Hrm. With some work it should be possible. I would look at the using the Word function in combination with a file format that is set up with a single field. I won’t make any speculations about how fast it will be though.

eepjr24 (BOB member since 2005-09-16)

system · September 20, 2013, 1:27pm

Won’t designer shoot out an error if it finds a row delimiter too early? You could wrap your job in a try catch and look for those errors.

DanHosler (BOB member since 2013-06-19)

system · September 20, 2013, 2:00pm

That would not be before the file load starts. And it would not catch those where there were too many delimiters.

eepjr24 (BOB member since 2005-09-16)

system · September 20, 2013, 2:51pm

I’m not sure how you can do anything with the file before file load.

DanHosler (BOB member since 2013-06-19)

system · September 20, 2013, 3:20pm

? Like I outlined above would work. I mean, technically you are loading the file twice, but once you would discard the records or call a function to notify if the file was not correct.

Another way (which I have used in the past) which works well for Linux is to use an exec() call to sed or other file processing tools to pre-process the file for whatever criteria you want and raise an exception if you get unexpected results.

I am sure there are other ways to do, almost always more than a couple ways to solve a problem.

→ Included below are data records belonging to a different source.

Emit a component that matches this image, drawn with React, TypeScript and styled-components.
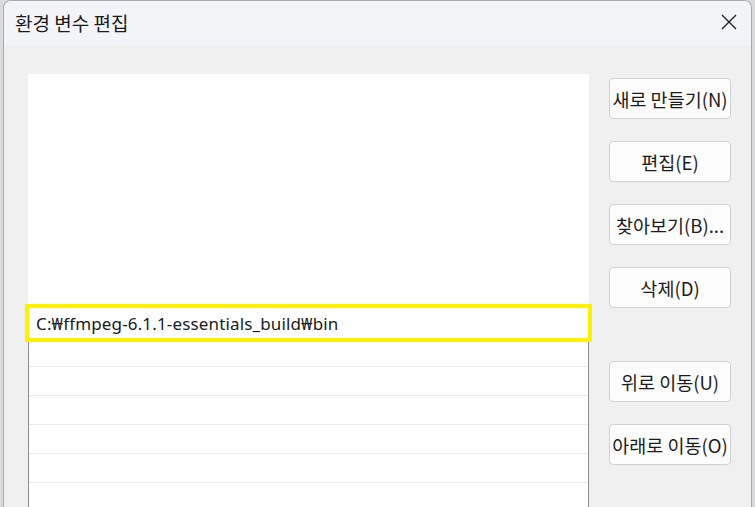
import styled, { createGlobalStyle } from "styled-components";

const GlobalStyle = createGlobalStyle`
  html, body {
    margin: 0;
    padding: 0;
    background: #d9dade;
    overflow: hidden;
  }
  body {
    font-family: "Noto Sans", "Noto Sans CJK KR", sans-serif;
    color: #1b1b1b;
  }
`;

const Screen = styled.div`
  width: 755px;
  height: 507px;
  display: flex;
  padding-left: 3px;
  box-sizing: border-box;
`;

const Window = styled.div`
  width: 749px;
  height: 520px;
  display: flex;
  flex-direction: column;
  border: 1px solid #a9abb0;
  border-bottom: none;
  border-radius: 8px 8px 0 0;
  background: #f0f0f0;
  overflow: hidden;
  box-sizing: border-box;
`;

const TitleBar = styled.div`
  height: 44px;
  flex: none;
  display: flex;
  align-items: center;
  justify-content: space-between;
  padding: 0 10px 0 11px;
  background: #f3f4f8;
`;

const Title = styled.div`
  font-family: "Noto Sans CJK KR", sans-serif;
  font-size: 19px;
  color: #1a1a1a;
  margin-top: -2px;
`;

const CloseButton = styled.button`
  width: 24px;
  height: 24px;
  padding: 0;
  border: none;
  background: transparent;
  display: flex;
  align-items: center;
  justify-content: center;
  margin-top: -3px;
`;

const Body = styled.div`
  flex: 1;
  display: flex;
  padding: 29px 20px 0 24px;
  gap: 20px;
`;

const List = styled.div`
  width: 561px;
  flex: none;
  display: flex;
  flex-direction: column;
  background: #ffffff;
`;

const EmptyArea = styled.div`
  height: 230px;
  flex: none;
`;

const EditRow = styled.div`
  height: 38px;
  margin: 0 -3px;
  border: 4px solid #fff200;
  box-sizing: border-box;
  display: flex;
  align-items: center;
  padding-left: 7px;
  font-family: "Noto Sans", "Noto Sans CJK KR", sans-serif;
  font-size: 17px;
  letter-spacing: 0.15px;
  color: #1a1a1a;
  background: #ffffff;
`;

const Rows = styled.div`
  flex: 1;
  display: flex;
  flex-direction: column;
  border-left: 1px solid #8c8c8c;
  border-right: 1px solid #8c8c8c;
`;

const Row = styled.div<{ $h: number }>`
  height: ${(p) => p.$h}px;
  flex: none;
  border-bottom: 1px solid #ebebeb;
  box-sizing: border-box;
`;

const Buttons = styled.div`
  display: flex;
  flex-direction: column;
  padding-top: 4px;
  gap: 22px;
`;

const Button = styled.button<{ $gapBefore?: number }>`
  width: 122px;
  height: 41px;
  margin-top: ${(p) => p.$gapBefore ?? 0}px;
  padding: 0;
  background: #fdfdfd;
  border: 1px solid #d0d0d0;
  border-radius: 4px;
  font-family: "Noto Sans CJK KR", sans-serif;
  font-size: 18.5px;
  color: #1b1b1b;
  white-space: nowrap;
  display: flex;
  align-items: center;
  justify-content: center;
`;

const rowHeights = [25, 29, 29, 29, 29, 29];

export default function App() {
  return (
    <>
      <GlobalStyle />
      <Screen>
        <Window>
          <TitleBar>
            <Title>환경 변수 편집</Title>
            <CloseButton aria-label="닫기">
              <svg width="16" height="16" viewBox="0 0 16 16">
                <path d="M1 1 L15 15 M15 1 L1 15" stroke="#1a1a1a" strokeWidth="1.3" fill="none" />
              </svg>
            </CloseButton>
          </TitleBar>
          <Body>
            <List>
              <EmptyArea />
              <EditRow>C:₩ffmpeg-6.1.1-essentials_build₩bin</EditRow>
              <Rows>
                {rowHeights.map((h, i) => (
                  <Row key={i} $h={h} />
                ))}
              </Rows>
            </List>
            <Buttons>
              <Button>새로 만들기(N)</Button>
              <Button>편집(E)</Button>
              <Button>찾아보기(B)...</Button>
              <Button>삭제(D)</Button>
              <Button $gapBefore={31}>위로 이동(U)</Button>
              <Button>아래로 이동(O)</Button>
            </Buttons>
          </Body>
        </Window>
      </Screen>
    </>
  );
}
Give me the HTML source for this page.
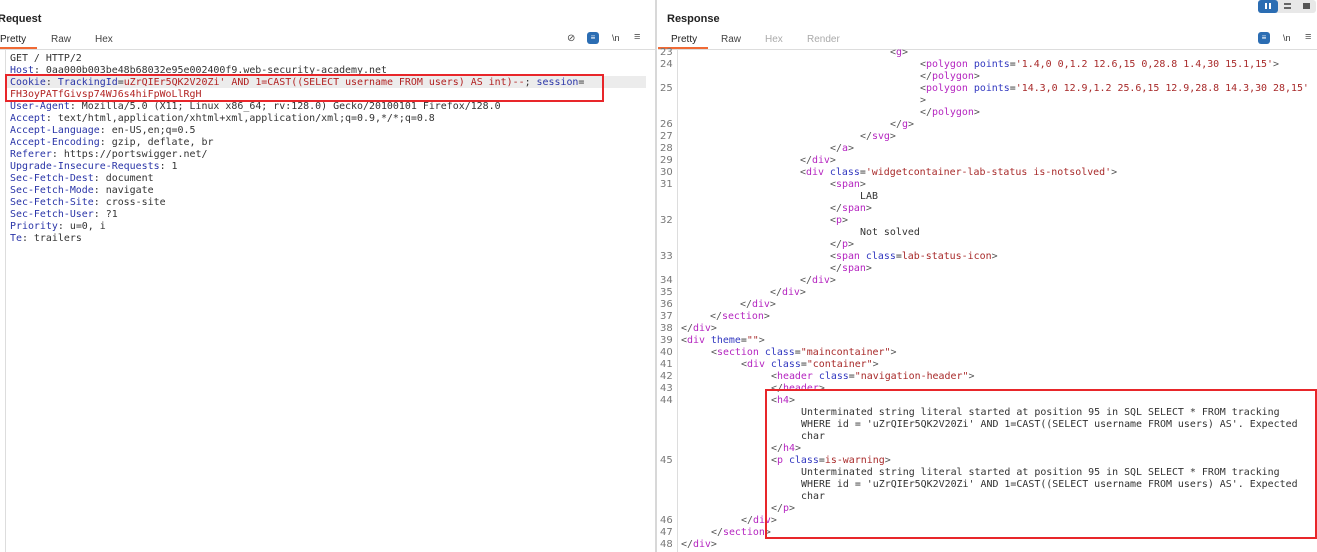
<!DOCTYPE html>
<html><head><meta charset="utf-8"><style>
*{margin:0;padding:0;box-sizing:border-box}
body{width:1317px;height:552px;background:#fff;position:relative;overflow:hidden;font-family:"Liberation Sans",sans-serif}
.mono{position:absolute;left:0;top:2px;font-family:"DejaVu Sans Mono","Liberation Mono",monospace;font-size:9.95px;color:#333;white-space:pre}
.l{position:absolute;height:12px;line-height:12px}
.n{position:absolute;left:660px;width:14px;line-height:12px;height:12px;color:#777;font-family:"DejaVu Sans",sans-serif;font-size:10px;margin-top:2px}
.k{color:#2a35a8}.v{color:#333}.r{color:#b22222}
.t{color:#b526c0}.a{color:#3238c0}.s{color:#a82a2a}.p{color:#555}
.h{position:absolute;font-weight:bold;font-size:11px;color:#222}
.tab{position:absolute;top:34px;font-size:10px;color:#444}
.box{position:absolute;border:2px solid #e8262a}
</style></head><body>
<div style="position:absolute;left:1258px;top:0;width:58px;height:13px;background:#e8e8e8;border-radius:3px"></div>
<div style="position:absolute;left:1258px;top:0;width:20px;height:13px;background:#2b6db3;border-radius:3px"></div>
<div style="position:absolute;left:1265px;top:3px;width:2px;height:6px;background:#fff"></div>
<div style="position:absolute;left:1269px;top:3px;width:2px;height:6px;background:#fff"></div>
<div style="position:absolute;left:1284px;top:3px;width:7px;height:6px;border-top:2px solid #666;border-bottom:2px solid #666"></div>
<div style="position:absolute;left:1303px;top:3px;width:7px;height:6px;background:#555"></div>

<div class="h" style="left:-2px;top:13px">Request</div>
<div class="h" style="left:667px;top:13px">Response</div>
<div class="tab" style="left:0px;color:#222">Pretty</div>
<div class="tab" style="left:51px">Raw</div>
<div class="tab" style="left:95px">Hex</div>
<div style="position:absolute;left:0;top:47px;width:37px;height:2px;background:#f06a35"></div>
<div style="position:absolute;left:0;top:49px;width:655px;height:1px;background:#ddd"></div>
<div class="tab" style="left:671px;color:#222">Pretty</div>
<div class="tab" style="left:721px">Raw</div>
<div class="tab" style="left:765px;color:#aaa">Hex</div>
<div class="tab" style="left:807px;color:#aaa">Render</div>
<div style="position:absolute;left:658px;top:47px;width:50px;height:2px;background:#f06a35"></div>
<div style="position:absolute;left:658px;top:49px;width:659px;height:1px;background:#ddd"></div>
<div style="position:absolute;left:567px;top:33px;font-size:10px;color:#444">&#8856;</div>
<div style="position:absolute;left:587px;top:32px;width:12px;height:12px;background:#2b6db3;border-radius:3px;color:#fff;font-size:8px;text-align:center;line-height:12px">&#8801;</div>
<div style="position:absolute;left:612px;top:33px;font-size:9px;color:#333">\n</div>
<div style="position:absolute;left:634px;top:31px;font-size:11px;color:#555">&#8801;</div>
<div style="position:absolute;left:1258px;top:32px;width:12px;height:12px;background:#2b6db3;border-radius:3px;color:#fff;font-size:8px;text-align:center;line-height:12px">&#8801;</div>
<div style="position:absolute;left:1283px;top:33px;font-size:9px;color:#333">\n</div>
<div style="position:absolute;left:1305px;top:31px;font-size:11px;color:#555">&#8801;</div>

<div style="position:absolute;left:655px;top:0;width:2px;height:552px;background:#d8d8d8"></div>
<div style="position:absolute;left:5px;top:50px;width:1px;height:502px;background:#ddd"></div>
<div style="position:absolute;left:677px;top:50px;width:1px;height:502px;background:#ddd"></div>
<div style="position:absolute;left:6px;top:76px;width:640px;height:12px;background:#ececec"></div>

<div class="mono">
<div class="l" style="left:10px;top:51px">GET / HTTP/2</div>
<div class="l" style="left:10px;top:63px"><span class="k">Host</span>: 0aa000b003be48b68032e95e002400f9.web-security-academy.net</div>
<div class="l" style="left:10px;top:75px"><span class="k">Cookie</span>: <span class="k">TrackingId</span>=<span class="r">uZrQIEr5QK2V20Zi' AND 1=CAST((SELECT username FROM users) AS int)--</span>; <span class="k">session</span>=</div>
<div class="l" style="left:10px;top:87px"><span class="r">FH3oyPATfGivsp74WJ6s4hiFpWoLlRgH</span></div>
<div class="l" style="left:10px;top:99px"><span class="k">User-Agent</span>: Mozilla/5.0 (X11; Linux x86_64; rv:128.0) Gecko/20100101 Firefox/128.0</div>
<div class="l" style="left:10px;top:111px"><span class="k">Accept</span>: text/html,application/xhtml+xml,application/xml;q=0.9,*/*;q=0.8</div>
<div class="l" style="left:10px;top:123px"><span class="k">Accept-Language</span>: en-US,en;q=0.5</div>
<div class="l" style="left:10px;top:135px"><span class="k">Accept-Encoding</span>: gzip, deflate, br</div>
<div class="l" style="left:10px;top:147px"><span class="k">Referer</span>: https://portswigger.net/</div>
<div class="l" style="left:10px;top:159px"><span class="k">Upgrade-Insecure-Requests</span>: 1</div>
<div class="l" style="left:10px;top:171px"><span class="k">Sec-Fetch-Dest</span>: document</div>
<div class="l" style="left:10px;top:183px"><span class="k">Sec-Fetch-Mode</span>: navigate</div>
<div class="l" style="left:10px;top:195px"><span class="k">Sec-Fetch-Site</span>: cross-site</div>
<div class="l" style="left:10px;top:207px"><span class="k">Sec-Fetch-User</span>: ?1</div>
<div class="l" style="left:10px;top:219px"><span class="k">Priority</span>: u=0, i</div>
<div class="l" style="left:10px;top:231px"><span class="k">Te</span>: trailers</div>
</div>
<div class="box" style="left:5px;top:74px;width:599px;height:28px"></div>

<div class="n" style="top:45px">23</div><div class="n" style="top:57px">24</div><div class="n" style="top:81px">25</div>
<div class="n" style="top:117px">26</div><div class="n" style="top:129px">27</div><div class="n" style="top:141px">28</div>
<div class="n" style="top:153px">29</div><div class="n" style="top:165px">30</div><div class="n" style="top:177px">31</div>
<div class="n" style="top:213px">32</div><div class="n" style="top:249px">33</div><div class="n" style="top:273px">34</div>
<div class="n" style="top:285px">35</div><div class="n" style="top:297px">36</div><div class="n" style="top:309px">37</div>
<div class="n" style="top:321px">38</div><div class="n" style="top:333px">39</div><div class="n" style="top:345px">40</div>
<div class="n" style="top:357px">41</div><div class="n" style="top:369px">42</div><div class="n" style="top:381px">43</div>
<div class="n" style="top:393px">44</div><div class="n" style="top:453px">45</div><div class="n" style="top:513px">46</div>
<div class="n" style="top:525px">47</div><div class="n" style="top:537px">48</div>

<div class="mono">
<div class="l" style="left:890px;top:45px"><span class="p">&lt;</span><span class="t">g</span><span class="p">&gt;</span></div>
<div class="l" style="left:920px;top:57px"><span class="p">&lt;</span><span class="t">polygon</span> <span class="a">points</span>=<span class="s">'1.4,0 0,1.2 12.6,15 0,28.8 1.4,30 15.1,15'</span><span class="p">&gt;</span></div>
<div class="l" style="left:920px;top:69px"><span class="p">&lt;/</span><span class="t">polygon</span><span class="p">&gt;</span></div>
<div class="l" style="left:920px;top:81px"><span class="p">&lt;</span><span class="t">polygon</span> <span class="a">points</span>=<span class="s">'14.3,0 12.9,1.2 25.6,15 12.9,28.8 14.3,30 28,15'</span></div>
<div class="l" style="left:920px;top:93px"><span class="p">&gt;</span></div>
<div class="l" style="left:920px;top:105px"><span class="p">&lt;/</span><span class="t">polygon</span><span class="p">&gt;</span></div>
<div class="l" style="left:890px;top:117px"><span class="p">&lt;/</span><span class="t">g</span><span class="p">&gt;</span></div>
<div class="l" style="left:860px;top:129px"><span class="p">&lt;/</span><span class="t">svg</span><span class="p">&gt;</span></div>
<div class="l" style="left:830px;top:141px"><span class="p">&lt;/</span><span class="t">a</span><span class="p">&gt;</span></div>
<div class="l" style="left:800px;top:153px"><span class="p">&lt;/</span><span class="t">div</span><span class="p">&gt;</span></div>
<div class="l" style="left:800px;top:165px"><span class="p">&lt;</span><span class="t">div</span> <span class="a">class</span>=<span class="s">'widgetcontainer-lab-status is-notsolved'</span><span class="p">&gt;</span></div>
<div class="l" style="left:830px;top:177px"><span class="p">&lt;</span><span class="t">span</span><span class="p">&gt;</span></div>
<div class="l" style="left:860px;top:189px">LAB</div>
<div class="l" style="left:830px;top:201px"><span class="p">&lt;/</span><span class="t">span</span><span class="p">&gt;</span></div>
<div class="l" style="left:830px;top:213px"><span class="p">&lt;</span><span class="t">p</span><span class="p">&gt;</span></div>
<div class="l" style="left:860px;top:225px">Not solved</div>
<div class="l" style="left:830px;top:237px"><span class="p">&lt;/</span><span class="t">p</span><span class="p">&gt;</span></div>
<div class="l" style="left:830px;top:249px"><span class="p">&lt;</span><span class="t">span</span> <span class="a">class</span>=<span class="s">lab-status-icon</span><span class="p">&gt;</span></div>
<div class="l" style="left:830px;top:261px"><span class="p">&lt;/</span><span class="t">span</span><span class="p">&gt;</span></div>
<div class="l" style="left:800px;top:273px"><span class="p">&lt;/</span><span class="t">div</span><span class="p">&gt;</span></div>
<div class="l" style="left:770px;top:285px"><span class="p">&lt;/</span><span class="t">div</span><span class="p">&gt;</span></div>
<div class="l" style="left:740px;top:297px"><span class="p">&lt;/</span><span class="t">div</span><span class="p">&gt;</span></div>
<div class="l" style="left:710px;top:309px"><span class="p">&lt;/</span><span class="t">section</span><span class="p">&gt;</span></div>
<div class="l" style="left:681px;top:321px"><span class="p">&lt;/</span><span class="t">div</span><span class="p">&gt;</span></div>
<div class="l" style="left:681px;top:333px"><span class="p">&lt;</span><span class="t">div</span> <span class="a">theme</span>=<span class="s">""</span><span class="p">&gt;</span></div>
<div class="l" style="left:711px;top:345px"><span class="p">&lt;</span><span class="t">section</span> <span class="a">class</span>=<span class="s">"maincontainer"</span><span class="p">&gt;</span></div>
<div class="l" style="left:741px;top:357px"><span class="p">&lt;</span><span class="t">div</span> <span class="a">class</span>=<span class="s">"container"</span><span class="p">&gt;</span></div>
<div class="l" style="left:771px;top:369px"><span class="p">&lt;</span><span class="t">header</span> <span class="a">class</span>=<span class="s">"navigation-header"</span><span class="p">&gt;</span></div>
<div class="l" style="left:771px;top:381px"><span class="p">&lt;/</span><span class="t">header</span><span class="p">&gt;</span></div>
<div class="l" style="left:771px;top:393px"><span class="p">&lt;</span><span class="t">h4</span><span class="p">&gt;</span></div>
<div class="l" style="left:801px;top:405px">Unterminated string literal started at position 95 in SQL SELECT * FROM tracking</div>
<div class="l" style="left:801px;top:417px">WHERE id = 'uZrQIEr5QK2V20Zi' AND 1=CAST((SELECT username FROM users) AS'. Expected</div>
<div class="l" style="left:801px;top:429px">char</div>
<div class="l" style="left:771px;top:441px"><span class="p">&lt;/</span><span class="t">h4</span><span class="p">&gt;</span></div>
<div class="l" style="left:771px;top:453px"><span class="p">&lt;</span><span class="t">p</span> <span class="a">class</span>=<span class="s">is-warning</span><span class="p">&gt;</span></div>
<div class="l" style="left:801px;top:465px">Unterminated string literal started at position 95 in SQL SELECT * FROM tracking</div>
<div class="l" style="left:801px;top:477px">WHERE id = 'uZrQIEr5QK2V20Zi' AND 1=CAST((SELECT username FROM users) AS'. Expected</div>
<div class="l" style="left:801px;top:489px">char</div>
<div class="l" style="left:771px;top:501px"><span class="p">&lt;/</span><span class="t">p</span><span class="p">&gt;</span></div>
<div class="l" style="left:741px;top:513px"><span class="p">&lt;/</span><span class="t">div</span><span class="p">&gt;</span></div>
<div class="l" style="left:711px;top:525px"><span class="p">&lt;/</span><span class="t">section</span><span class="p">&gt;</span></div>
<div class="l" style="left:681px;top:537px"><span class="p">&lt;/</span><span class="t">div</span><span class="p">&gt;</span></div>
</div>
<div class="box" style="left:765px;top:389px;width:552px;height:150px"></div>
</body></html>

eepjr24 (BOB member since 2005-09-16)

system · September 20, 2013, 6:23pm

Thanks for quick and valueable information. Let me search any window based file processing tools availability or to try with loading files twice

maddyk (BOB member since 2011-02-08)

system · September 20, 2013, 6:26pm

Any idea will be appreciated to handle such file format issues while reading and \ or loading file contents into database

maddyk (BOB member since 2011-02-08)

system · September 20, 2013, 6:29pm

Can you be more specific? What are you trying to do if there is a row with an extra or missing pipe besides notify the originator?

E

eepjr24 (BOB member since 2005-09-16)

system · September 20, 2013, 6:42pm

Please let me know how to handle load even though one invalid file is failed to process during file validation, remaining valid files should be processed.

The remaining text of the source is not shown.